Adobe InCopy, as @HotButton HotButton said, is Adobe’s solution. I’ve been in several publishing situation where it’s worked reasonably well. The writers/editors make changes to the text in InCopy on their computer and those changes are reflected into the final InDesign document without you, the designer, needing to get involved. Everything is tied to a database, so it’s all reasonably seamless. The writers and editors can see in InCopy how their text changes affect the layout, as in whether or not the story is too long or two short.

Every publishing situation is different, and in some environments, like, say, technical documentation, where various specs are refined and updated over multiple versions, InCopy can be a huge time saver. In other situations, though, like a magazine or newspaper, InCopy can perpetuate the bad practice of writers being able to constantly meddle with what is supposedly finished copy.

If there are workflow problems in your environment (and from what you described, there are), InCopy can tend to institutionalize the bad practice of writers meddling in the editing, design and production. I’ve been in great, well-managed workflow publishing situations and bad, disorganized ones. A good workflow of writing > editing > design > production works extremely well when those sequential steps are adhered to and only overlap when genuine problems are identified. When that workflow gets scrambled with back-and-forth changes that ignore deadlines and the boundaries between the different steps, chaos always ensues and the end product suffers because of it.

So…, InCopy can either solve your problem or make it worse. The real problem I inferred from what you wrote is that the writers need to finish writing before you get their copy. Once you get the copy, their part should already be finished. The best situations have copy editors that serve as a buffer between the writers and designers, as @Eriskay Eriskay said. In other words, writers write, editors take what the writers have done, fine tune it for spelling, grammar, punctuation, etc., then pass off the finished copy to the designer for production. By the time the designer gets the final copy, it’s finished and any changes need to be negotiated with the copy editor and absolutely not with the writer.

If you’re in a situation where you’re working directly with writers instead of a copy editor, you’re likely working in a dysfunctional situation. I can’t even begin to stress the importance of a copy editing position in a publishing environment. If I were starting up a magazine, the very first person I would hire would be an editor/copy editor.

I insist that each round of changes/corrections be sent by one key person, in one document. The person can give me one marked up hard copy, or one pdf with comments, or one email with a list. But I won’t accept multiple formats, or changes by multiple people. I send them back.

It often pisses them off, but shrug oh, well.

And someone needs to be responsible for signing off. So I send a final version for final approval.

Crazy-making…

Yes and no. There is 1 editor but she tends to go back and forth sometimes. This is a good advice, thank you Eriskay.

Pfew, you gave me a lot to think about Just-B.

You’re absolutely right of course. A tool could help/speed up the process, however if there are problems in the workflow like you described, the new tool(s) won’t be much help.

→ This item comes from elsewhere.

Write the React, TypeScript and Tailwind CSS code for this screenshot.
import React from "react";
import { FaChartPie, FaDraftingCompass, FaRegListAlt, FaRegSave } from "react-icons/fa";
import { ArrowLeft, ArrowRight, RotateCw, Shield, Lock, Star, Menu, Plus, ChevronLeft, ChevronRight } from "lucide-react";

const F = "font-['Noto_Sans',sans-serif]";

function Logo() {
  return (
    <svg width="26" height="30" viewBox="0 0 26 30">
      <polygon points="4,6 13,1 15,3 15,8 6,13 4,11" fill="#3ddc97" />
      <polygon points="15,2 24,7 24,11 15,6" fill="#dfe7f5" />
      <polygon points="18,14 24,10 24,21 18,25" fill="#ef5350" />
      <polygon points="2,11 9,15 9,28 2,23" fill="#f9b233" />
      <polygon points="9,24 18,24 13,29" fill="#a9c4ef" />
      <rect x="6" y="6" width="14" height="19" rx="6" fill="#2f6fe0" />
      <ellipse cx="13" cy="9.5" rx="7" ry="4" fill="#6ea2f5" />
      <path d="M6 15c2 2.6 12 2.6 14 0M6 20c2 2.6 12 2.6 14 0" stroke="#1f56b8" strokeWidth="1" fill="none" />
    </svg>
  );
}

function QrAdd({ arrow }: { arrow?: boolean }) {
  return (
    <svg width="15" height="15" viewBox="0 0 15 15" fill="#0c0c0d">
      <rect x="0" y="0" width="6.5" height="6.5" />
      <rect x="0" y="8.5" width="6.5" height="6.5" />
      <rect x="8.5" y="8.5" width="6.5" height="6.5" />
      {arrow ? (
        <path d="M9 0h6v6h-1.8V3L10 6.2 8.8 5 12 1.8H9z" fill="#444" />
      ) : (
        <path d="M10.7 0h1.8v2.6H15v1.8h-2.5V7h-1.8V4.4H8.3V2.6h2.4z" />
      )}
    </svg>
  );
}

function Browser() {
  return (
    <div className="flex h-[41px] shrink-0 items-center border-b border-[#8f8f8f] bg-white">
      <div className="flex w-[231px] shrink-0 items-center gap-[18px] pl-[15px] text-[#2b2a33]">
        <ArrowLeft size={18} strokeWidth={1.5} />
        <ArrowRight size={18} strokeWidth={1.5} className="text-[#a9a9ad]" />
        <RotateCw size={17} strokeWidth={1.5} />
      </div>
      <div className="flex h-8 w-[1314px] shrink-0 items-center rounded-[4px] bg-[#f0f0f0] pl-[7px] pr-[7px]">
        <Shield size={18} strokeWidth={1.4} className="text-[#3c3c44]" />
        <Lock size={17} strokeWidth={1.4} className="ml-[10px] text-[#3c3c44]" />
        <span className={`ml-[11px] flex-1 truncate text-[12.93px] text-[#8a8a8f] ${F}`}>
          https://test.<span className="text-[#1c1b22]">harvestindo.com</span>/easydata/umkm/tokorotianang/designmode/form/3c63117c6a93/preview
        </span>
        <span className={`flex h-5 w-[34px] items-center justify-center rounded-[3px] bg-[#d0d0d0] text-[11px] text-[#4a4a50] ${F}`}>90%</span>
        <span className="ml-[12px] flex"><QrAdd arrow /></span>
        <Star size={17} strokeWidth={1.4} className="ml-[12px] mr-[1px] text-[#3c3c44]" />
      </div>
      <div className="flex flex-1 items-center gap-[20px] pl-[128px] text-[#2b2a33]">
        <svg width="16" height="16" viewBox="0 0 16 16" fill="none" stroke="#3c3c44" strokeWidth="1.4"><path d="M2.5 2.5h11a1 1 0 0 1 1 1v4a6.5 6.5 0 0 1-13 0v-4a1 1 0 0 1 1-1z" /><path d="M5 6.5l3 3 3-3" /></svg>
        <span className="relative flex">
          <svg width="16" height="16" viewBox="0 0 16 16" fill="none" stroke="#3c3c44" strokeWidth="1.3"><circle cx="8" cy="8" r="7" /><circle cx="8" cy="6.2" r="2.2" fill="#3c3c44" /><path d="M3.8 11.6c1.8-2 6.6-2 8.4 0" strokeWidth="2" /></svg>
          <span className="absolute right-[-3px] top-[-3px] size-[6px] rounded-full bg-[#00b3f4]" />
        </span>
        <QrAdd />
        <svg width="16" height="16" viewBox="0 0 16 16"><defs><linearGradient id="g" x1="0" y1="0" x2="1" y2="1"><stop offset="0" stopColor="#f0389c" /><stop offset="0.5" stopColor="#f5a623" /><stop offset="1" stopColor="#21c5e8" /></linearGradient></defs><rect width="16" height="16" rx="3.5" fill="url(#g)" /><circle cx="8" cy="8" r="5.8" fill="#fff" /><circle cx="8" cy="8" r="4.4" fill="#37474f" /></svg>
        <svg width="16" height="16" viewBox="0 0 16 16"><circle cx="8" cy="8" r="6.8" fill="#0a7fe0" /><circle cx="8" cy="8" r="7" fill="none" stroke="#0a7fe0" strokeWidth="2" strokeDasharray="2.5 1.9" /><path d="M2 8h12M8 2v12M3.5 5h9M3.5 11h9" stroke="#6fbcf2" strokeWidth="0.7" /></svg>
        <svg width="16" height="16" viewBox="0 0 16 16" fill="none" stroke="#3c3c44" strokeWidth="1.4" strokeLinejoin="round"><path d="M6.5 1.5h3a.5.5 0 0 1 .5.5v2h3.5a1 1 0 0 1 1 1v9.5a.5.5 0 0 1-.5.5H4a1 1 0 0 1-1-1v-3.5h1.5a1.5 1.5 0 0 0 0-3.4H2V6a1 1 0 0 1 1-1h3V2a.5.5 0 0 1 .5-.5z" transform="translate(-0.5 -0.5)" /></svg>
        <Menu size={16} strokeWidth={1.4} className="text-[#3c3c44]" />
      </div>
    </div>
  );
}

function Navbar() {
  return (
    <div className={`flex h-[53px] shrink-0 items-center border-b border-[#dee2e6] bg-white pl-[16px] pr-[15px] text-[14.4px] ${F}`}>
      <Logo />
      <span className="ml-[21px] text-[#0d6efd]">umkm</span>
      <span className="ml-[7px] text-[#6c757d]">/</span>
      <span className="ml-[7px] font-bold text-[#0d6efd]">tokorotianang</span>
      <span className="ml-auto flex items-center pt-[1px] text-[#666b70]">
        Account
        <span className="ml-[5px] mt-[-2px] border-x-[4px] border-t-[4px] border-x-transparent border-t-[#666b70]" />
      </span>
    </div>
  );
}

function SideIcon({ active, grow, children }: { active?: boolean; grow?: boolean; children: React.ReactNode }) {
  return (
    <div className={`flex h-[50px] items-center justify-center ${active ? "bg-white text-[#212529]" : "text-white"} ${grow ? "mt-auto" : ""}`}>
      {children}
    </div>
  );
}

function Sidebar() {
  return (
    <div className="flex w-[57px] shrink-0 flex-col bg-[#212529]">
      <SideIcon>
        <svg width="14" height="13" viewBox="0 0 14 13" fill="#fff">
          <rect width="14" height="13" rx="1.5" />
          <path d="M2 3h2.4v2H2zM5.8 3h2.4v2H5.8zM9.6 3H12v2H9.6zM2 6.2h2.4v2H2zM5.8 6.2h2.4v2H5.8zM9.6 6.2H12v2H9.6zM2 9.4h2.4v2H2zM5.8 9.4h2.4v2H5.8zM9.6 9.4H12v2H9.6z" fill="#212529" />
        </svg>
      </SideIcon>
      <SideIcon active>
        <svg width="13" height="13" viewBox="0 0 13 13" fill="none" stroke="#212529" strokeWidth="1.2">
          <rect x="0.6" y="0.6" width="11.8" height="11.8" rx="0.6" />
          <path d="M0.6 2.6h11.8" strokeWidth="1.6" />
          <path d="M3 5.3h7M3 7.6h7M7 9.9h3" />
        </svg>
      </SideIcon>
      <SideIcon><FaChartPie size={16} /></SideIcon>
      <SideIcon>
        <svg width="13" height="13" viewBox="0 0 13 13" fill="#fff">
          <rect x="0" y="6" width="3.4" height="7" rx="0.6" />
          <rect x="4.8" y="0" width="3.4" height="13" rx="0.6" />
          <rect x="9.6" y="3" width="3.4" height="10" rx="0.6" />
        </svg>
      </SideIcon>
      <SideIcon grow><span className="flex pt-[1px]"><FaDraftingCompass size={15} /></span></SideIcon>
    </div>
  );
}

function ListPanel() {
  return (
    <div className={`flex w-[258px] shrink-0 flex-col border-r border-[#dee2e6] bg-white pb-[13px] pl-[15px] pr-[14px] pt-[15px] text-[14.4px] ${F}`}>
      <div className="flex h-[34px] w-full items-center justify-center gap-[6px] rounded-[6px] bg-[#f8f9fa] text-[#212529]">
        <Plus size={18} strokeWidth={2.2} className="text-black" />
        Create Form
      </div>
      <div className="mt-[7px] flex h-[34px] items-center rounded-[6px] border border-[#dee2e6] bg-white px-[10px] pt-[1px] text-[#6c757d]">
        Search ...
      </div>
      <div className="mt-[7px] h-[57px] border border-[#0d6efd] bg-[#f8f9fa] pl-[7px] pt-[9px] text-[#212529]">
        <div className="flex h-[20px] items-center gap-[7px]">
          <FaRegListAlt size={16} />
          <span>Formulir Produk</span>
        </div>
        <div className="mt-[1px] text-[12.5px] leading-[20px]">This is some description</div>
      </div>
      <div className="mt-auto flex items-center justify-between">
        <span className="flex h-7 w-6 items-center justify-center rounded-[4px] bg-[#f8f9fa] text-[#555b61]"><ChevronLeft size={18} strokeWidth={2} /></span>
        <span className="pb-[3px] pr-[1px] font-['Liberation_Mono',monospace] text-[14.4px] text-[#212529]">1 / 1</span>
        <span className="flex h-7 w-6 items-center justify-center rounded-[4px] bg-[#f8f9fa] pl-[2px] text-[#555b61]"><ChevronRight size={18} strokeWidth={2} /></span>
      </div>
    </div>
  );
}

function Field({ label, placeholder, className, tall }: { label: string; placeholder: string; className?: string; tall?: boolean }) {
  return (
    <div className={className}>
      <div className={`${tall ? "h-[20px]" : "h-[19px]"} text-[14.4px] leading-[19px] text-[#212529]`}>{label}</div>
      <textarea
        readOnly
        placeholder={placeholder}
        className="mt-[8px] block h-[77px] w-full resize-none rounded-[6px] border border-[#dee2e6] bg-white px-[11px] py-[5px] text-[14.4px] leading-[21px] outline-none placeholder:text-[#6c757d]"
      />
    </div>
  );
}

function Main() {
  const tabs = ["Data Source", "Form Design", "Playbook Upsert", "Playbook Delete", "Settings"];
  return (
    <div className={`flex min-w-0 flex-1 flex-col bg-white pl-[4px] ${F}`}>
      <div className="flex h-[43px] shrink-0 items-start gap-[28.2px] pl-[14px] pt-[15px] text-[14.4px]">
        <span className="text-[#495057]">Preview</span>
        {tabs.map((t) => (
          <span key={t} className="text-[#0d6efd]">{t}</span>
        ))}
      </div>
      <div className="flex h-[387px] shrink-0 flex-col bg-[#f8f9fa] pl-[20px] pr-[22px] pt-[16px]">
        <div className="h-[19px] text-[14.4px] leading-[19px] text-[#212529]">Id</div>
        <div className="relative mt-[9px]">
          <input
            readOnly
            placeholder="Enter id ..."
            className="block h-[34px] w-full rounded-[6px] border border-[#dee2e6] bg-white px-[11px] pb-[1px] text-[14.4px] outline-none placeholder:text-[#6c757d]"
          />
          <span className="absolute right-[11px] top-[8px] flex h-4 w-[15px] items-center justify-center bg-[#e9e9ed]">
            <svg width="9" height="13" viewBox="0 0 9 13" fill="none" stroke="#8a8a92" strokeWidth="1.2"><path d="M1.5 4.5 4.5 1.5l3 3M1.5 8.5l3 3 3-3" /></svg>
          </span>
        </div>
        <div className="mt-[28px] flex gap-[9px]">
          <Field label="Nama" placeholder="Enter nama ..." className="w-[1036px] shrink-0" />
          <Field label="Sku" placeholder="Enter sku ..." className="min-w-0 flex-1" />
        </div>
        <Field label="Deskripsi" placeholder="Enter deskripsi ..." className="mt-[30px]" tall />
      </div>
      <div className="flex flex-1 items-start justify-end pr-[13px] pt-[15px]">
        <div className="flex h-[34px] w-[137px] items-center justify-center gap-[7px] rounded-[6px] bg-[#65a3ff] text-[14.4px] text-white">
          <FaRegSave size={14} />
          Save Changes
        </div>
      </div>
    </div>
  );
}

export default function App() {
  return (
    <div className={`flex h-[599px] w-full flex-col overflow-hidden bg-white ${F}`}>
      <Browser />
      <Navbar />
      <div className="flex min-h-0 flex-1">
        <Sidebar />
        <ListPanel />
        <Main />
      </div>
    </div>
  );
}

Thank you for taking your time to reply my question, I appreciate it.

I wish this was the case, but it isn’t that simple. I have to be flexible about the text changes due to broad informations from different experts. This information from the experts goes to the editor of course, but because everyone have a say on it, making my life difficult (and the editor lol) - therefore i have to change the text a lot. :dizzy_face:

Also the editor want to see the layout with the raw text beforehand.

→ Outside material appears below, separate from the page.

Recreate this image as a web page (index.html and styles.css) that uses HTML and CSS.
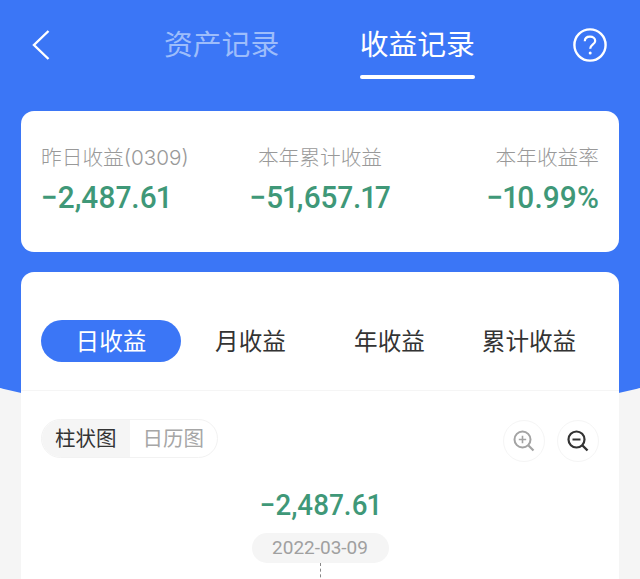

I can’t tell much about my work but let’s say it’s almost impossible to get a final text in one time. I’m gonna look into Incopy…

Thanks, this looks great! Gotta farm some knowledge here.

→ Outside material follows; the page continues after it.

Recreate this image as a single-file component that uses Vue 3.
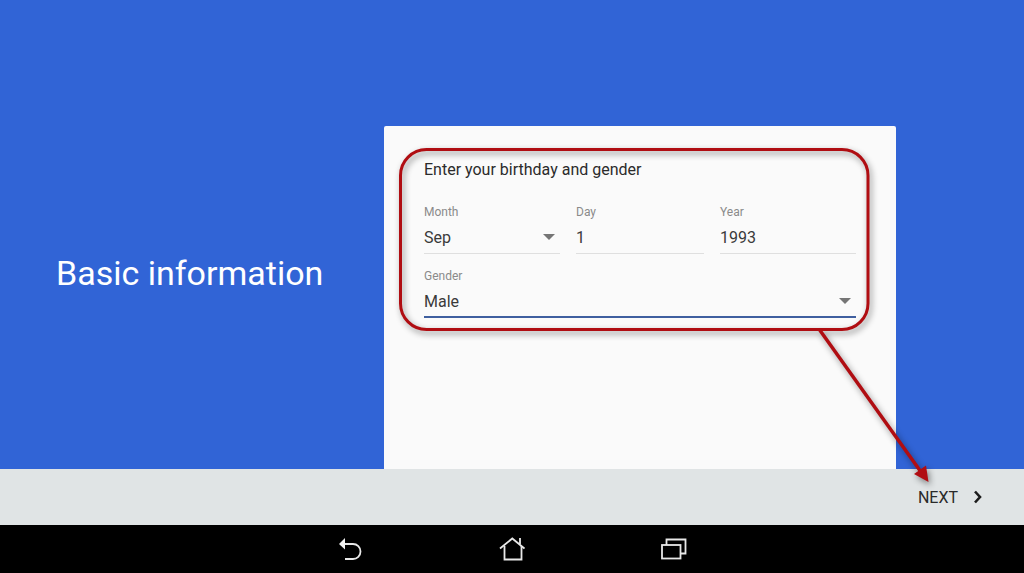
<template>
  <div class="screen">
    <div class="main">
      <div class="intro">
        <h1 class="intro-title">Basic information</h1>
      </div>
      <div class="card">
        <p class="card-title">Enter your birthday and gender</p>
        <div class="date-row">
          <div v-for="field in dateFields" :key="field.label" class="field">
            <span class="field-label">{{ field.label }}</span>
            <div class="field-value">
              <span>{{ field.value }}</span>
              <span v-if="field.select" class="caret"></span>
            </div>
          </div>
        </div>
        <div class="field field-active">
          <span class="field-label">Gender</span>
          <div class="field-value">
            <span>Male</span>
            <span class="caret"></span>
          </div>
        </div>
      </div>
    </div>

    <div class="footer">
      <div class="next">
        <span>NEXT</span>
        <svg width="10" height="14" viewBox="0 0 10 14">
          <path d="M2 1.500L7 7L2 12.500" fill="none" stroke="#1c1c1c" stroke-width="2.600" />
        </svg>
      </div>
    </div>

    <div class="navbar">
      <svg class="nav-icon" width="24" height="22" viewBox="0 0 24 22">
        <path d="M6 6H14A7.500 7.500 0 0 1 14 21H6" fill="none" stroke="#e8e8e8" stroke-width="1.800" />
        <path d="M0 6L6 0V11.500Z" fill="#f2f2f2" />
      </svg>
      <svg class="nav-icon" width="26" height="24" viewBox="0 0 26 24">
        <path d="M1 11.500L13.300 1.500L25.500 11.500" fill="none" stroke="#e8e8e8" stroke-width="1.800" />
        <path d="M5.500 9V22.500H22.500V9M21 1V7" fill="none" stroke="#e8e8e8" stroke-width="1.800" />
      </svg>
      <svg class="nav-icon" width="26" height="22" viewBox="0 0 26 22">
        <rect x="1" y="7" width="18.500" height="13.500" fill="none" stroke="#e8e8e8" stroke-width="1.800" />
        <path d="M5.500 7V1.500H24.500V15.500H19.500" fill="none" stroke="#e8e8e8" stroke-width="1.800" />
      </svg>
    </div>

    <!-- callout drawn over the screenshot -->
    <svg class="callout" width="1024" height="573" viewBox="0 0 1024 573">
      <rect x="400.500" y="149.500" width="467.500" height="180" rx="26" fill="none" stroke="#b00d12" stroke-width="3" />
      <path d="M819 329L921 472" fill="none" stroke="#b00d12" stroke-width="3.500" />
      <path d="M928.500 482L914 474L926 465.500Z" fill="#b00d12" />
    </svg>
  </div>
</template>

<script setup>
const dateFields = [
  { label: 'Month', value: 'Sep', select: true },
  { label: 'Day', value: '1', select: false },
  { label: 'Year', value: '1993', select: false }
]
</script>

<style>
html, body {
  margin: 0;
  background: #000;
}
</style>

<style scoped>
.screen {
  position: relative;
  width: 1024px;
  height: 573px;
  display: flex;
  flex-direction: column;
  overflow: hidden;
  font-family: Roboto, "Liberation Sans", sans-serif;
}

.main {
  flex: 1;
  display: flex;
  min-height: 0;
  padding-top: 126px;
  background: #3164d6;
}

.intro {
  width: 384px;
  padding: 127px 0 0 56px;
  box-sizing: border-box;
}

.intro-title {
  margin: 0;
  font-size: 34px;
  line-height: 40px;
  font-weight: 400;
  color: #fff;
}

.card {
  width: 512px;
  box-sizing: border-box;
  padding: 34px 40px 0;
  background: #fafafa;
  border-radius: 2px 2px 0 0;
}

.card-title {
  margin: 0 0 24px;
  font-size: 16px;
  line-height: 20px;
  color: #2b2b2b;
}

.date-row {
  display: grid;
  grid-template-columns: 136px 128px 136px;
  gap: 16px;
  margin-bottom: 14px;
}

.field {
  display: flex;
  flex-direction: column;
  border-bottom: 1px solid #dfdfdf;
}

.field-active {
  border-bottom: 2px solid #3f5f9f;
}

.field-label {
  font-size: 12px;
  line-height: 16px;
  color: #8a8a8a;
}

.field-value {
  display: flex;
  align-items: center;
  justify-content: space-between;
  height: 33px;
  padding-top: 1px;
  box-sizing: border-box;
  font-size: 16px;
  color: #3a3a3a;
}

.field-active .field-value {
  height: 32px;
  padding-top: 2px;
}

.caret {
  width: 0;
  height: 0;
  margin-right: 5px;
  border-left: 6px solid transparent;
  border-right: 6px solid transparent;
  border-top: 6px solid #757575;
}

.footer {
  height: 56px;
  display: flex;
  align-items: center;
  justify-content: flex-end;
  padding-right: 41px;
  background: #e0e4e5;
}

.next {
  display: flex;
  align-items: center;
  gap: 15px;
  font-size: 16px;
  color: #2a2a2a;
}

.navbar {
  height: 48px;
  display: flex;
  align-items: center;
  gap: 136px;
  padding-left: 339px;
  background: #000;
}

.nav-icon {
  display: block;
}

.callout {
  position: absolute;
  top: 0;
  left: 0;
  pointer-events: none;
  filter: drop-shadow(2px 3px 3px rgba(0, 0, 0, 0.45));
}
</style>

As of the November update, you can now import PDF comments into ID.

You send out a PDF asking for comments. The editors can mark that up with the commenting tools and send it back to you. You import into ID, then run down the list, accepting each change. ID makes the change. You don’t need to bounce back and forth, cutting and pasting between a PDF and ID.

The sticky notes cause problems though. There are bugs that Adobe needs to work out.

You might also look into Wordsflow Pro from EM Software. The writer leaves their Word file in a shared dropbox where it stays. You place it into your layout, creating a link. The changes you make to the article in ID will also be made to the Word file, and the changes they continue to make to the Word file will be updated into your ID layout.

But you really need to enforce hard cut off dates or it will get out of hand. That’s the role of a good editor-in-chief who knows how to make deadlines stick.